Anthony Edwards was praised on Twitter by the likes of future Hall of Famer Dwyane Wade and current NBA star Donovan Mitchell after a 33-point second half against Michigan State and a game-winning 3-pointer against Chaminade. The freshman didn’t relish too much in the compliments. In fact, he didn’t even see them.
The Atlanta native doesn’t have a Twitter account. He got calls and texts from plenty of people after Georgia’s three-game stint at the Maui Invitational but didn’t get ahead of himself.
“It’s been fun,” Edwards said. “It’s been cool hearing from certain people, but other than that I just came back and got back in the gym. I’m not really worried about that.”
He was quick to shift the praise from himself to Rodney Howard. Howard played the majority of the second half against Michigan State and was crucial in setting screens for Edwards and playing defense that helped cut a 28-point deficit down to two points. But Edwards’ outing was the main show, despite the Bulldogs’ disappointing results.
Edwards pulled off a few highlight-reel plays and scored at will in multiple ways. He added to his elite scoring ability with solid defense on Cassius Winston, one of the best guards in the country. He had 14 deflections against the Spartans, a stat head coach Tom Crean was very pleased with because it shows Edwards’ activity on defense. For his efforts, Edwards was named to the Maui All-Tournament Team and earned SEC Freshman of the Week.
His most impressive skill during the tournament was his space creation and deep range. Those two skills translate well to the NBA with ball-dominant players like James Harden taking over. For Edwards, it’s been a part of his game.
“I always feel like once I hit one shot, the rim gets big,” he said. “I just start taking them as much as I can, no matter what.”
Edwards didn’t have a perfect tournament, however. He struggled to assert himself in the first half in all three games.

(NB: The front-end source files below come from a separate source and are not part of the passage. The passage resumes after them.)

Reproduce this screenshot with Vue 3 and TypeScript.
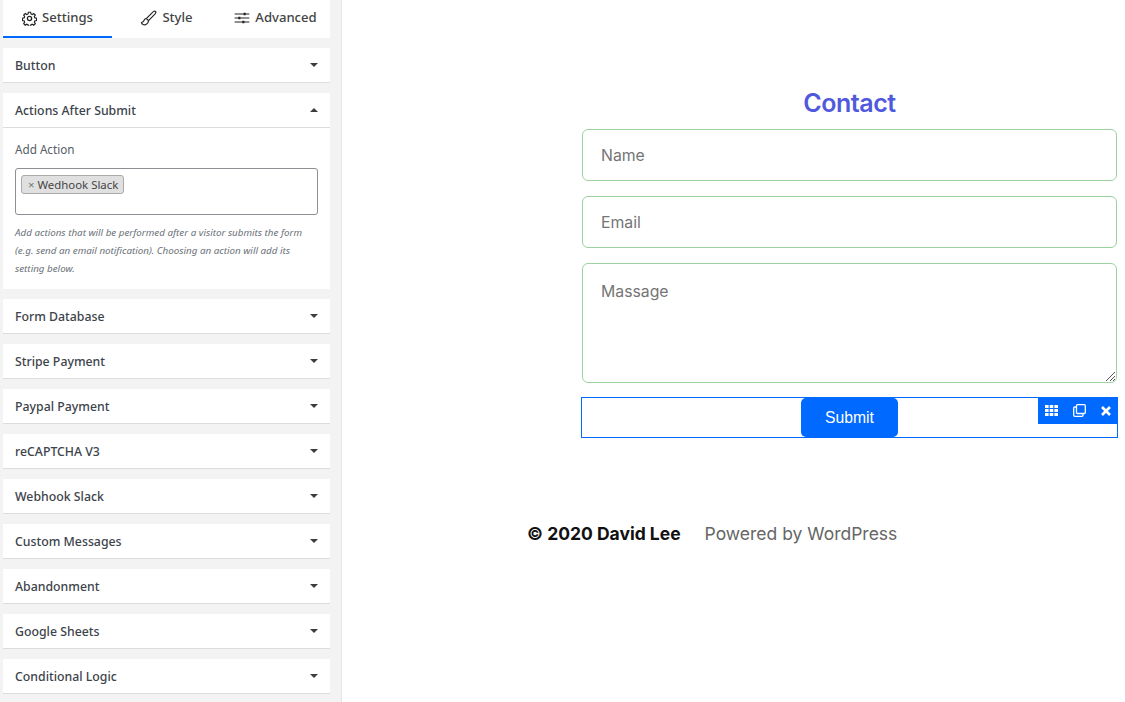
<script setup lang="ts">
const before: string[] = ['Button']
const after: string[] = ['Form Database','Stripe Payment','Paypal Payment','reCAPTCHA V3','Webhook Slack','Custom Messages','Abandonment','Google Sheets','Conditional Logic']
</script>

<template>
  <div class="page">
    <aside class="side">
      <nav class="tabs">
        <div class="tab active">
          <svg class="ic" width="15" height="15" viewBox="0 0 24 24" fill="none" stroke="#222" stroke-width="2.100"><circle cx="12" cy="12" r="3.400"/><path d="M10 2h4l.6 3 2.300 1 2.600-1.700 2.800 2.800-1.700 2.600 1 2.300 3 .6v4l-3 .6-1 2.300 1.700 2.600-2.800 2.800-2.600-1.700-2.300 1-.6 3h-4l-.6-3-2.300-1-2.600 1.700-2.800-2.800 1.700-2.600-1-2.300-3-.6v-4l3-.6 1-2.300-1.700-2.600 2.800-2.800 2.600 1.700 2.300-1z" transform="translate(1.200 .2) scale(.9)"/></svg>
          <span>Settings</span>
        </div>
        <div class="tab">
          <svg class="ic" width="17" height="17" viewBox="0 0 24 24" fill="none" stroke="#222" stroke-width="1.600"><path d="M22 2c1 1 0 3-2 5l-8 8-3-3 8-8c2-2 4-3 5-2z"/><path d="M9 12c-3 0-3 2-4 4-1 1-2 1-3 2 1 3 5 4 7 2 3-2 3-3 3-5"/></svg>
          <span>Style</span>
        </div>
        <div class="tab">
          <svg class="ic" width="16" height="16" viewBox="0 0 24 24" fill="none" stroke="#222" stroke-width="1.800"><path d="M1 6h22M1 12h22M1 18h22"/><path d="M16 4v4M8 10v4M14 16v4" stroke-width="3.200"/></svg>
          <span>Advanced</span>
        </div>
      </nav>

      <section v-for="t in before" :key="t" class="panel">
        <header class="head"><span>{{ t }}</span><i class="caret"></i></header>
      </section>

      <section class="panel">
        <header class="head"><span>Actions After Submit</span><i class="caret up"></i></header>
        <div class="body">
          <label class="lbl">Add Action</label>
          <div class="select"><span class="chip"><b>×</b> Wedhook Slack</span></div>
          <p class="help">Add actions that will be performed after a visitor submits the form (e.g. send an email notification). Choosing an action will add its setting below.</p>
        </div>
      </section>

      <section v-for="t in after" :key="t" class="panel">
        <header class="head"><span>{{ t }}</span><i class="caret"></i></header>
      </section>
    </aside>

    <main class="main">
      <div class="form">
        <h2 class="title">Contact</h2>
        <div class="field">Name</div>
        <div class="field">Email</div>
        <div class="field area">Massage
          <svg class="grip" width="9" height="9" viewBox="0 0 9 9" stroke="#555" stroke-width="1"><path d="M0 9 9 0M4 9l5-5M7 9l2-2"/></svg>
        </div>
        <div class="submit-row">
          <button class="submit">Submit</button>
          <div class="tools">
            <svg width="13" height="11" viewBox="0 0 13 11" fill="#fff"><rect x="0" y="0" width="3.600" height="3"/><rect x="4.700" y="0" width="3.600" height="3"/><rect x="9.400" y="0" width="3.600" height="3"/><rect x="0" y="4" width="3.600" height="3"/><rect x="4.700" y="4" width="3.600" height="3"/><rect x="9.400" y="4" width="3.600" height="3"/><rect x="0" y="8" width="3.600" height="3"/><rect x="4.700" y="8" width="3.600" height="3"/><rect x="9.400" y="8" width="3.600" height="3"/></svg>
            <svg width="13" height="13" viewBox="0 0 13 13" fill="none" stroke="#fff" stroke-width="1.300"><rect x="3.500" y=".7" width="8.800" height="8.800" rx="1"/><path d="M3.500 3H1.700a1 1 0 0 0-1 1v7.300a1 1 0 0 0 1 1H9a1 1 0 0 0 1-1V9.500"/></svg>
            <svg width="10" height="10" viewBox="0 0 10 10" stroke="#fff" stroke-width="2.600"><path d="M1 1l8 8M9 1l-8 8"/></svg>
          </div>
        </div>
      </div>
      <footer class="foot"><strong>© 2020 David Lee</strong><span>Powered by WordPress</span></footer>
    </main>
  </div>
</template>

<style>
html, body { margin: 0; background: #fff; overflow: hidden; }
</style>

<style scoped>
.page { display: flex; width: 1125px; height: 702px; overflow: hidden; font-family: "Noto Sans", "Open Sans", sans-serif; }
.side { width: 342px; height: 702px; background: #f3f3f3; border-right: 1px solid #e6e6e6; padding: 0 11px 0 3px; box-sizing: border-box; display: flex; flex-direction: column; gap: 10px; flex: none; overflow: hidden; }
.tabs { height: 38px; background: #fff; display: flex; flex: none; }
.tab { display: flex; align-items: center; justify-content: center; gap: 5px; height: 38px; width: 109px; padding-bottom: 2px; box-sizing: border-box; font-size: 13.100px; font-weight: 500; color: #444; border-bottom: 2px solid transparent; }
.ic { position: relative; top: 1px; }
.tab.active { border-bottom-color: #0069ff; }
.panel { background: #fff; flex: none; }
.head { height: 35px; box-sizing: border-box; border-bottom: 1px solid #dcdcdc; padding: 0 12px; display: flex; justify-content: space-between; align-items: center; font-size: 12.300px; font-weight: 500; color: #3c434a; }
.caret { width: 0; height: 0; border: 4.500px solid transparent; border-top: 4.500px solid #3c3c3c; border-bottom: 0; }
.caret.up { border-top: 0; border-bottom: 4.500px solid #3c3c3c; }
.body { padding: 13px 12px 11px; height: 161px; box-sizing: border-box; }
.lbl { display: block; font-size: 11.700px; line-height: 16px; color: #555d66; }
.select { margin-top: 11px; height: 47px; box-sizing: border-box; border: 1px solid #8c8f94; border-radius: 3px; padding: 6px 5px; display: flex; align-items: flex-start; }
.chip { box-sizing: border-box; background: #e0e0e0; border: 1px solid #aaa; border-radius: 3px; font-size: 11.400px; line-height: 17px; height: 19px; padding: 0 5px 0 6px; color: #444; }
.chip b { font-weight: 400; color: #777; }
.help { margin: 9px 0 0; font-size: 9.800px; line-height: 18px; font-style: italic; color: #6a7178; }
.main { flex: 1; position: relative; font-family: Inter, sans-serif; }
.form { width: 535px; margin-left: 240px; padding-top: 87px; display: flex; flex-direction: column; }
.title { margin: 0 0 9px; height: 33px; line-height: 33px; text-align: center; font-size: 25px; font-weight: 600; letter-spacing: -.45px; color: #5058dd; }
.field { height: 52px; box-sizing: border-box; border: 1px solid #9ad39d; border-radius: 6px; padding: 0 18px; margin-bottom: 15px; display: flex; align-items: center; font-size: 15.800px; color: #757575; }
.field.area { height: 120px; align-items: flex-start; padding-top: 18px; position: relative; margin-bottom: 14px; line-height: 20px; }
.grip { position: absolute; right: 1px; bottom: 1px; }
.submit-row { position: relative; height: 41px; margin: 0 -1px; box-sizing: border-box; border: 1px solid #0069ff; display: flex; justify-content: center; }
.submit { width: 97px; height: 39px; padding: 1px 0 0; background: #0069ff; color: #fff; border: 0; border-radius: 5px; font: 400 15.700px "Liberation Sans", Arial, sans-serif; }
.tools { position: absolute; top: -1px; right: -1px; width: 80px; height: 27px; background: #0069ff; display: flex; align-items: center; justify-content: flex-start; gap: 15px; padding-left: 7px; box-sizing: border-box; }
.foot { margin-left: 185px; margin-top: 84px; display: flex; gap: 24px; font-size: 17.500px; line-height: 24px; color: #666; }
.foot strong { color: #111; font-weight: 700; }
</style>
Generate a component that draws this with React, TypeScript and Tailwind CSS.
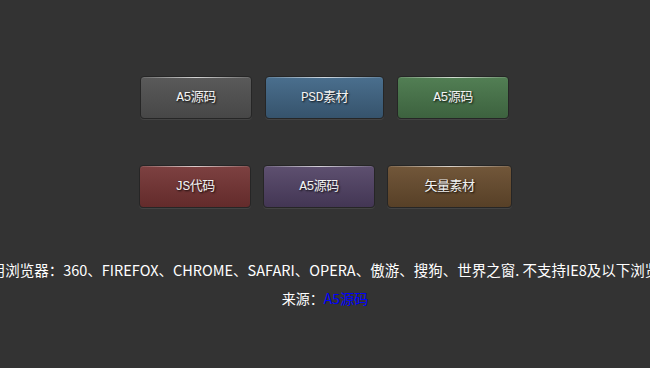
import React from 'react';

interface Btn {
    label: string;
    width: string;
    color: string;
}

const rowOne: Btn[] = [
    { label: 'A5源码', width: 'w-[112px]', color: 'bg-gradient-to-b from-[#5a5a5a] to-[#474747]' },
    { label: 'PSD素材', width: 'w-[119px]', color: 'bg-gradient-to-b from-[#4a6f8e] to-[#36536c]' },
    { label: 'A5源码', width: 'w-[112px]', color: 'bg-gradient-to-b from-[#527f54] to-[#3d623f]' },
];

const rowTwo: Btn[] = [
    { label: 'JS代码', width: 'w-[112px]', color: 'bg-gradient-to-b from-[#7d4141] to-[#632b2b]' },
    { label: 'A5源码', width: 'w-[112px]', color: 'bg-gradient-to-b from-[#5e5070] to-[#433654]' },
    { label: '矢量素材', width: 'w-[125px]', color: 'bg-gradient-to-b from-[#72573a] to-[#574027]' },
];

const GlossButton: React.FC<{ btn: Btn }> = ({ btn }) => (
    <a
        href="#"
        className={`${btn.width} ${btn.color} relative h-[43px] flex items-center justify-center rounded-[4px] border border-[#262626] text-[13px] text-[#f2f2f2] shadow-[0_1px_0_rgba(255,255,255,0.08),inset_0_1px_0_rgba(255,255,255,0.12)] [text-shadow:1px_1px_2px_rgba(0,0,0,0.9)] tracking-[-0.5px]`}
        style={{ fontFamily: '"Liberation Mono", "Noto Sans CJK SC", monospace' }}
    >
        <span className="absolute top-0 left-1 right-1 h-px bg-gradient-to-r from-transparent via-white/70 to-transparent" />
        {btn.label}
    </a>
);

export default function App() {
    return (
        <div
            className="w-[650px] h-[368px] bg-[#333333] overflow-hidden flex flex-col items-center"
            style={{ fontFamily: '"Noto Sans CJK SC", "Liberation Sans", sans-serif' }}
        >
            <div className="mt-[76px] flex gap-[13px] ml-[-1px]">
                {rowOne.map((b, i) => (
                    <GlossButton key={i} btn={b} />
                ))}
            </div>
            <div className="mt-[46px] flex gap-[12px] ml-[1px]">
                {rowTwo.map((b, i) => (
                    <GlossButton key={i} btn={b} />
                ))}
            </div>
            <div className="mt-[48px] w-full flex justify-center">
                <p className="whitespace-nowrap text-[14.5px] leading-[28px] text-white shrink-0">
                    适用浏览器：360、FIREFOX、CHROME、SAFARI、OPERA、傲游、搜狗、世界之窗. 不支持IE8及以下浏览器
                </p>
            </div>
            <p className="text-[14px] leading-[28px] text-white">
                来源：<a href="#" className="text-[#0000ff]">A5源码</a>
            </p>
        </div>
    );
}
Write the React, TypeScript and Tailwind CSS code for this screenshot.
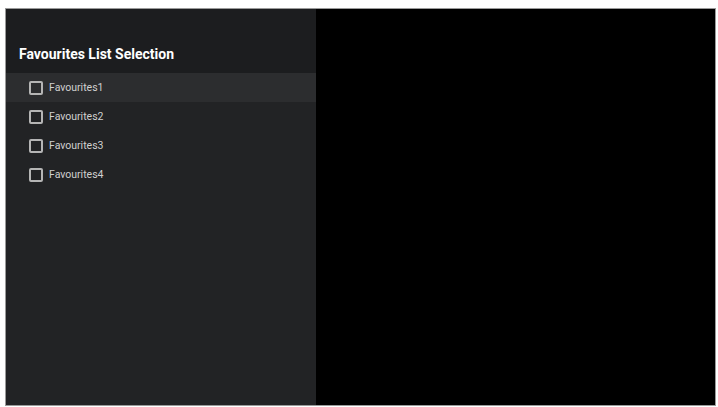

While making an effort to get his teammates involved early in games, Edwards said he has been too passive. He plans on getting quicker at reading the defense — something he partly attributes to his stagnant starts.
The different defensive looks have obstructed him, but he’s starting to learn. Edwards knows teams will try to take away his ability to drive to the lane and force him to shoot.
Crean reiterated Edwards’ points and said the freshman is starting to find ways to score when teams are basing defensive game plans around him. There’s still room for improvement in Georgia’s offense and the star freshman is at the center of it.
“I know he had a big-time game, but he’s scratching the surface,” Crean said. “There’s so many things he’s learning about the game.”